This year’s NSXPO enthusiast gathering may have been held in front of webcams instead of race tracks, but the news still came at you fast: Honda/Acura is mulling over whether or not it should bring restoration “Refresh Centers” to the United States, a service offered in Japan since the first-generation NSX’s demise at the end of 2005.
This is the ultimate pampering or restoration for your Japanese supercar, an every-man’s mid-engine missile which in its quest to undercut Ferrari has in the end adopted a very Ferrari-like strategy. Need a new fuel system with all new rubber hoses, tank, and pump? $3200 via Refresh Plan. Engine-out services to reseal and replace all of the external wear items without cracking the motor open is nearly $15,000, and engine rebuilds range from $22,900 to $23,000. But, ordered à la carte, you can essentially have a brand-new first-generation NSX for less than the asking price of a 2021 model—if you live in Japan, that is.
John Watts, the NSX Strategy Team’s Senior Manager, wants to change that before he retires. During the socially-distanced NSXPO 2020, Watts revealed that Honda is taking input from NSX owners and enthusiasts to measure the excitement for a factory-backed restoration and parts program in the U.S.

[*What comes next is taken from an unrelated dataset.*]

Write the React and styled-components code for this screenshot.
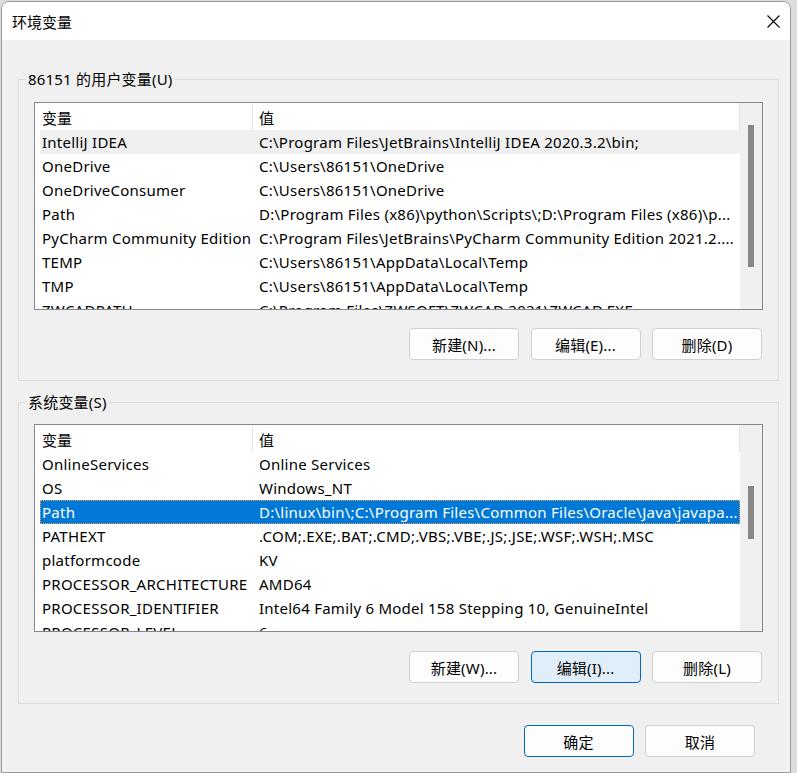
import React from 'react'
import styled, { createGlobalStyle } from 'styled-components'

const GlobalStyle = createGlobalStyle`
  html, body {
    margin: 0;
    padding: 0;
    background: #dcdcdc;
  }
  body {
    font-family: "Noto Sans", "Noto Sans CJK SC", sans-serif;
    font-size: 15px;
    color: #000;
  }
`

const Window = styled.div`
  box-sizing: border-box;
  width: 790px;
  height: 772px;
  margin: 1px 0 0 1px;
  border: 1px solid #9a9a9a;
  border-radius: 8px 8px 0 0;
  background: #f0f0f0;
  overflow: hidden;
  display: flex;
  flex-direction: column;
`

const TitleBar = styled.div`
  height: 38px;
  background: #fff;
  display: flex;
  align-items: center;
  justify-content: space-between;
  padding: 0 7px 0 10px;
  flex-shrink: 0;
`

const Title = styled.span`
  font-size: 15px;
  font-family: "Noto Sans CJK SC", sans-serif;
`

const Close = styled.div`
  width: 20px;
  height: 20px;
  display: flex;
  align-items: center;
  justify-content: center;
`

const Body = styled.div`
  padding: 39px 11px 0 16px;
  display: flex;
  flex-direction: column;
`

const Group = styled.div`
  position: relative;
  border: 1px solid #dcdcdc;
  padding: ${p => p.$top}px 15px ${p => p.$bottom}px 15px;
  margin-bottom: ${p => p.$gap}px;
`

const GroupLabel = styled.span`
  position: absolute;
  top: -11px;
  left: 7px;
  padding: 0 2px;
  background: #f0f0f0;
  font-size: 15px;
  letter-spacing: 0.2px;
  line-height: 20px;
`

const ListView = styled.div`
  height: ${p => p.$height}px;
  border: 1px solid #828790;
  background: #fff;
  display: flex;
  overflow: hidden;
`

const ListBody = styled.div`
  flex: 1;
  padding-left: 5px;
  overflow: hidden;
`

const Header = styled.div`
  height: 27px;
  display: grid;
  grid-template-columns: 213px 1fr;
`

const HeaderCell = styled.div`
  display: flex;
  align-items: center;
  padding-left: ${p => p.$pad}px;
  border-right: 1px solid #e5e5e5;
  margin-top: 1px;
  font-family: "Noto Sans CJK SC", sans-serif;
`

const Row = styled.div`
  height: 24px;
  display: grid;
  grid-template-columns: 212px 1fr;
  align-items: center;
  white-space: nowrap;
  overflow: hidden;
  letter-spacing: 0.25px;
  background: ${p => (p.$selected ? '#0078d7' : p.$hover ? '#f0f0f0' : 'transparent')};
  color: ${p => (p.$selected ? '#fff' : '#000')};
  outline: ${p => (p.$selected ? '1px dotted #e8a35a' : 'none')};
  outline-offset: -1px;
`

const Cell = styled.span`
  padding-left: ${p => p.$pad}px;
  overflow: hidden;
`

const ScrollTrack = styled.div`
  width: 22px;
  background: #f0f0f0;
  position: relative;
  flex-shrink: 0;
`

const Thumb = styled.div`
  position: absolute;
  left: 8px;
  width: 6px;
  background: #878787;
`

const Buttons = styled.div`
  display: flex;
  justify-content: flex-end;
  gap: 11.5px;
  margin-top: ${p => p.$mt}px;
  padding-right: ${p => p.$pr || 0}px;
`

const Button = styled.button`
  box-sizing: border-box;
  width: 110px;
  height: 32px;
  border-radius: 4px;
  border: 1px solid ${p => (p.$default ? '#0067c0' : '#d0d0d0')};
  background: ${p => (p.$focused ? '#e0eef9' : '#fdfdfd')};
  font-family: "Noto Sans", "Noto Sans CJK SC", sans-serif;
  font-size: 15px;
  letter-spacing: 0.2px;
  color: #000;
  padding: 0;
`

const userVars = [
  ['IntelliJ IDEA', 'C:\\Program Files\\JetBrains\\IntelliJ IDEA 2020.3.2\\bin;'],
  ['OneDrive', 'C:\\Users\\86151\\OneDrive'],
  ['OneDriveConsumer', 'C:\\Users\\86151\\OneDrive'],
  ['Path', 'D:\\Program Files (x86)\\python\\Scripts\\;D:\\Program Files (x86)\\p...'],
  ['PyCharm Community Edition', 'C:\\Program Files\\JetBrains\\PyCharm Community Edition 2021.2....'],
  ['TEMP', 'C:\\Users\\86151\\AppData\\Local\\Temp'],
  ['TMP', 'C:\\Users\\86151\\AppData\\Local\\Temp'],
  ['ZWCADPATH', 'C:\\Program Files\\ZWSOFT\\ZWCAD 2021\\ZWCAD.EXE'],
]

const sysVars = [
  ['OnlineServices', 'Online Services'],
  ['OS', 'Windows_NT'],
  ['Path', 'D:\\linux\\bin\\;C:\\Program Files\\Common Files\\Oracle\\Java\\javapa...'],
  ['PATHEXT', '.COM;.EXE;.BAT;.CMD;.VBS;.VBE;.JS;.JSE;.WSF;.WSH;.MSC'],
  ['platformcode', 'KV'],
  ['PROCESSOR_ARCHITECTURE', 'AMD64'],
  ['PROCESSOR_IDENTIFIER', 'Intel64 Family 6 Model 158 Stepping 10, GenuineIntel'],
  ['PROCESSOR_LEVEL', '6'],
]

function VarList({ rows, height, thumbTop, thumbHeight, hover, selected }) {
  return (
    <ListView $height={height}>
      <ListBody>
        <Header>
          <HeaderCell $pad={2}>变量</HeaderCell>
          <HeaderCell $pad={6}>值</HeaderCell>
        </Header>
        {rows.map(([name, value], i) => (
          <Row key={name} $hover={i === hover} $selected={i === selected}>
            <Cell $pad={2}>{name}</Cell>
            <Cell $pad={7}>{value}</Cell>
          </Row>
        ))}
      </ListBody>
      <ScrollTrack>
        <Thumb style={{ top: thumbTop, height: thumbHeight }} />
      </ScrollTrack>
    </ListView>
  )
}

export default function App() {
  return (
    <>
      <GlobalStyle />
      <Window>
        <TitleBar>
          <Title>环境变量</Title>
          <Close>
            <svg width="13" height="13" viewBox="0 0 13 13">
              <path d="M0.5 0.5L12.5 12.5M12.5 0.5L0.5 12.5" stroke="#000" strokeWidth="1.1" />
            </svg>
          </Close>
        </TitleBar>
        <Body>
          <Group $top={22} $bottom={20} $gap={21}>
            <GroupLabel>86151 的用户变量(U)</GroupLabel>
            <VarList rows={userVars} height={206} thumbTop={22} thumbHeight={142} hover={0} />
            <Buttons $mt={18} $pr={1}>
              <Button>新建(N)...</Button>
              <Button>编辑(E)...</Button>
              <Button>删除(D)</Button>
            </Buttons>
          </Group>
          <Group $top={21} $bottom={20} $gap={21}>
            <GroupLabel>系统变量(S)</GroupLabel>
            <VarList rows={sysVars} height={206} thumbTop={61} thumbHeight={53} selected={2} />
            <Buttons $mt={19} $pr={1}>
              <Button>新建(W)...</Button>
              <Button $default $focused>编辑(I)...</Button>
              <Button>删除(L)</Button>
            </Buttons>
          </Group>
          <Buttons $mt={0} $pr={24}>
            <Button $default>确定</Button>
            <Button>取消</Button>
          </Buttons>
        </Body>
      </Window>
    </>
  )
}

The announcement (above) came on the heels of his reveal that Honda will support the current second-generation NSX with a 35-year retention policy on every replacement part you can think of, stored away behind lock and key in a special portion of their parts hubs. Bringing over the Refresh Plan, which owners in the U.S. are currently ineligible for, would be a massive investment into Honda’s legacy here. It follows a growing trend by OEMs to support their obsolete models with more than just essential repair parts, instead becoming the go-to for restoration parts and services as the first-party gurus instead of letting the aftermarket fill in that vacuum for expertise. While a lot of independent specialists have their roots in factory training, could that ever replace the team that originally engineered the machine of your daydreams?
The likes of Mazda, Nissan, and Toyota have all taken similar steps to reproduce common wear items for some of their more iconic models, with some also committing to the full-stop restorations like the Refresh Plan that Honda has offered in Japan.
“Current values for 1991–96 NSXs range from $33,800 for a ’91 example in #4 (Fair) condition to $120,000 for a best-in-the-world condition #1 (Concours) car. The 1997–05 cars, meanwhile, range from $40,900 for a ’97 targa in #4 condition to $165,000 for a final-year, ’05 car in #1 condition,” says Auction Editor Andrew Newton, in a recent update on the NSX’s market values.
That brings us to the question that many collectors are surely asking: is my Honda-restored NSX as valuable as my survivor-status example that’s untouched?
Our friends in the UK touched on this a few months ago while looking at the programs operated by the likes of Aston Martin, BMW, Ferrari, Jaguar Land Rover, Lamborghini, Mercedes-Benz, and Porsche, most of which spurred up in time since Honda first launched the Refresh Plan 15 years ago. “For many people, being able to say, not only was my car built by Mercedes-Benz, it was restored by Mercedes-Benz, is a big deal to them. It’s the manufacturer remanufacturing the same car and once again putting its stamp of approval on it. So it becomes more valuable,” said Dave Kinney, publisher of the Hagerty Price Guide. “As-built can be different from as-designed,” he said, noting that situational details can account for divergence. Flippant decisions of a customer in the high-end space or impromptu choices made under a deadline crunch when some parts just weren’t available during coachbuilding could be the reason for differences back in the day, and today’s in-house OEM restorers may not build them as their predecessors did. These kinds of variances could stand out to a judge, or worse, your next buyer.
For now, it appears that for some coveted vehicles like the NSX, seem to have a buyer at every price.